Types of proxies: HTTP/HTTPS, SOCKS, residential (using real user IPs), and data center proxies
Residential proxies are more difficult to detect but typically more expensive
Set appropriate timeouts to prevent your script from hanging when proxies are unavailable
Use reputable proxy providers like Bright Data, SmartProxy, or OxyLabs for better reliability

3. Request Throttling

Introducing delays between requests mimics human browsing patterns:

Add random delays between requests (typically 1-5 seconds)
Adjust delay ranges based on website rate limits
Distribute requests evenly over time rather than in bursts

4. Cookie Management

Proper cookie handling simulates browser behavior:

Store cookies received from websites
Send cookies back with subsequent requests
Use session objects to automate cookie management

5. Header Manipulation

Include full sets of HTTP headers that resemble those sent by real browsers:

Add headers like Accept, Accept-Language, Referer, and Cache-Control
Customize headers to match specific browser profiles
Use browser developer tools to inspect authentic header patterns

6. JavaScript Rendering with Headless Browsers

For websites that rely heavily on JavaScript:

Use tools like Selenium, Puppeteer, or Playwright to control real browsers
Enable JavaScript execution for fully rendered content
Implement appropriate waiting mechanisms for page elements to load

7. CAPTCHA Solutions

Options for handling CAPTCHAs include:

CAPTCHA solving services like 2Captcha, Anti-Captcha, or DeathByCaptcha
Manual solving for small-scale scraping operations
Note that CAPTCHA solving services require payment per solution

8. Referrer Header Management

Set appropriate referrer headers to indicate legitimate traffic sources.

9. Avoiding Honeypots

Carefully inspect websites for hidden traps:

Examine HTML source code for hidden elements
Use specific CSS selectors that avoid honeypot elements
Don’t interact with elements that have display:none or visibility:hidden attributes

10. TLS/SSL Fingerprinting Mitigation

Reduce the uniqueness of your TLS signatures:

Use standard, widely-adopted TLS libraries
Configure TLS settings to match common browser profiles
Keep libraries updated with the latest security patches

Best Practices for Ethical Scraping

Start conservatively: Begin with low request rates and gradually increase as needed
Monitor performance: Watch for error patterns that might indicate detection
Respect robots.txt: Always check and follow website crawling policies
Be ethical: Avoid scraping sites that explicitly prohibit it in their terms of service
Mimic human patterns: Analyze and replicate natural browsing behaviors
Keep logs: Maintain detailed records of requests and responses for troubleshooting
Consider frameworks: Tools like Scrapy offer built-in features for handling common scraping challenges
Update regularly: Keep all libraries and dependencies current

Advanced Considerations

As detection systems evolve, more sophisticated approaches may be necessary:

Machine learning defenses: Some websites deploy ML models trained to identify bot behavior patterns
Browser fingerprinting countermeasures: Use real browsers with standard configurations to reduce fingerprinting effectiveness
AI-powered mimicry: Emerging tools use artificial intelligence to analyze and replicate human browsing behaviors

Ethical Considerations

Web scraping exists in a legal and ethical gray area.
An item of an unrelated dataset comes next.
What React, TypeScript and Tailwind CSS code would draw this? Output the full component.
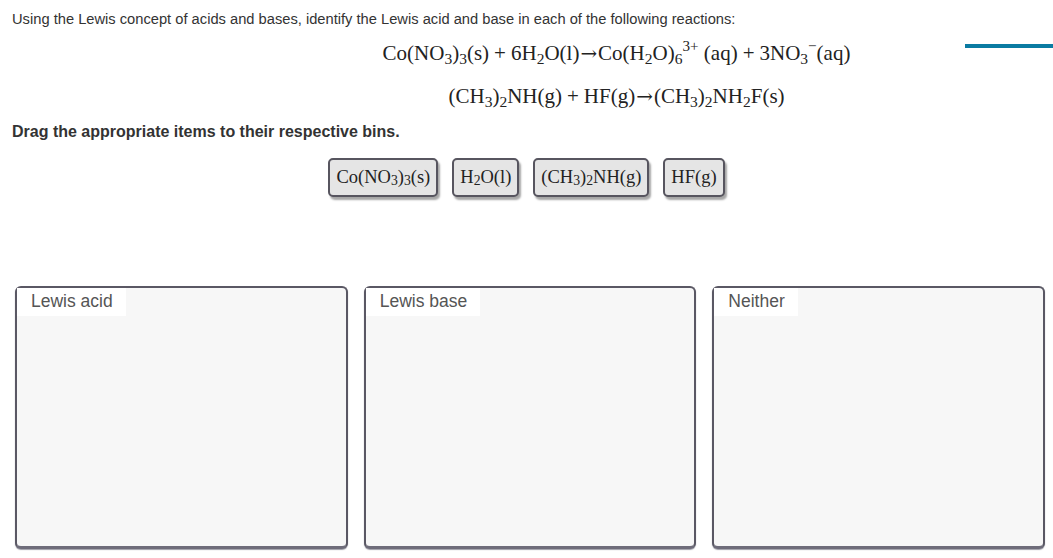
import React from 'react';

const serif = { fontFamily: '"Liberation Serif", "DejaVu Serif", serif' };

function Sub({ children }: { children: React.ReactNode }) {
  return <sub className="text-[0.74em] relative top-[0.22em] align-baseline leading-none">{children}</sub>;
}

function Sup({ children }: { children: React.ReactNode }) {
  return <sup className="text-[0.72em] relative -top-[0.6em] align-baseline leading-none">{children}</sup>;
}

// operators get the wider math spacing
function Op({ children }: { children: React.ReactNode }) {
  return <span className="mx-[5px]">{children}</span>;
}

function Arrow() {
  return (
    <span className="inline-block text-[0.95em] mx-[1px]" style={{ fontFamily: '"DejaVu Serif", serif' }}>
      →
    </span>
  );
}

function Chip({ children }: { children: React.ReactNode }) {
  return (
    <div
      className="h-[39px] px-[6px] flex items-center rounded-[5px] border-2 border-[#57555f] bg-[#e5e5e5] text-[18.5px] text-[#222] shadow-[2px_3px_2px_rgba(0,0,0,0.35)]"
      style={serif}
    >
      {children}
    </div>
  );
}

function Bin({ label }: { label: string }) {
  return (
    <div className="flex-1 h-[263px] rounded-[6px] border-2 border-[#5a5864] border-b-[3px] border-b-[#6e6c7a] bg-[#f7f7f7] shadow-[0_1px_1px_rgba(60,60,80,0.5)]">
      <div className="inline-block bg-white pl-[14px] pr-[13px] h-[28px] leading-[27px] text-[17.5px] text-[#555]">{label}</div>
    </div>
  );
}

export default function App() {
  return (
    <div className="w-[1053px] h-[558px] bg-white relative overflow-hidden" style={{ fontFamily: '"Liberation Sans", Arial, sans-serif' }}>
      <div className="absolute right-0 top-[44px] w-[88px] h-[4px] bg-[#0a7ba2]" />

      <p className="pt-[8px] pl-[12px] text-[14.7px] text-[#333]">
        Using the Lewis concept of acids and bases, identify the Lewis acid and base in each of the following reactions:
      </p>

      <div className="flex flex-col items-center text-[21px] text-[#222] pl-[180px]" style={serif}>
        <div className="h-[40px] mt-[4px] flex items-center">
          <span>
            Co(NO<Sub>3</Sub>)<Sub>3</Sub>(s)<Op>+</Op>6H<Sub>2</Sub>O(l)<Arrow />Co(H<Sub>2</Sub>O)<Sub>6</Sub>
            <Sup>3+</Sup> (aq)<Op>+</Op>3NO<Sub>3</Sub>
            <Sup>−</Sup>(aq)
          </span>
        </div>
        <div className="h-[40px] mt-[3px] flex items-center">
          <span>
            (CH<Sub>3</Sub>)<Sub>2</Sub>NH(g)<Op>+</Op>HF(g)<Arrow />(CH<Sub>3</Sub>)<Sub>2</Sub>NH<Sub>2</Sub>F(s)
          </span>
        </div>
      </div>

      <p className="mt-[3px] pl-[12px] text-[16px] font-bold text-[#333]">Drag the appropriate items to their respective bins.</p>

      <div className="mt-[14px] flex justify-center gap-[14px]">
        <Chip>
          Co(NO<Sub>3</Sub>)<Sub>3</Sub>(s)
        </Chip>
        <Chip>
          H<Sub>2</Sub>O(l)
        </Chip>
        <Chip>
          (CH<Sub>3</Sub>)<Sub>2</Sub>NH(g)
        </Chip>
        <Chip>HF(g)</Chip>
      </div>

      <div className="mt-[89px] flex gap-[16px] pl-[15px] pr-[8px]">
        <Bin label="Lewis acid" />
        <Bin label="Lewis base" />
        <Bin label="Neither" />
      </div>
    </div>
  );
}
Always:

Check website terms of service before scraping
Respect robots.txt directives
Avoid excessive requests that could impact site performance
Consider the privacy implications of the data you’re collecting
Use the collected data responsibly and legally

The key to successful web scraping is balancing technical capability with ethical responsibility. By mimicking human behavior closely while respecting website policies and infrastructure limitations, you can develop more effective and sustainable scraping solutions.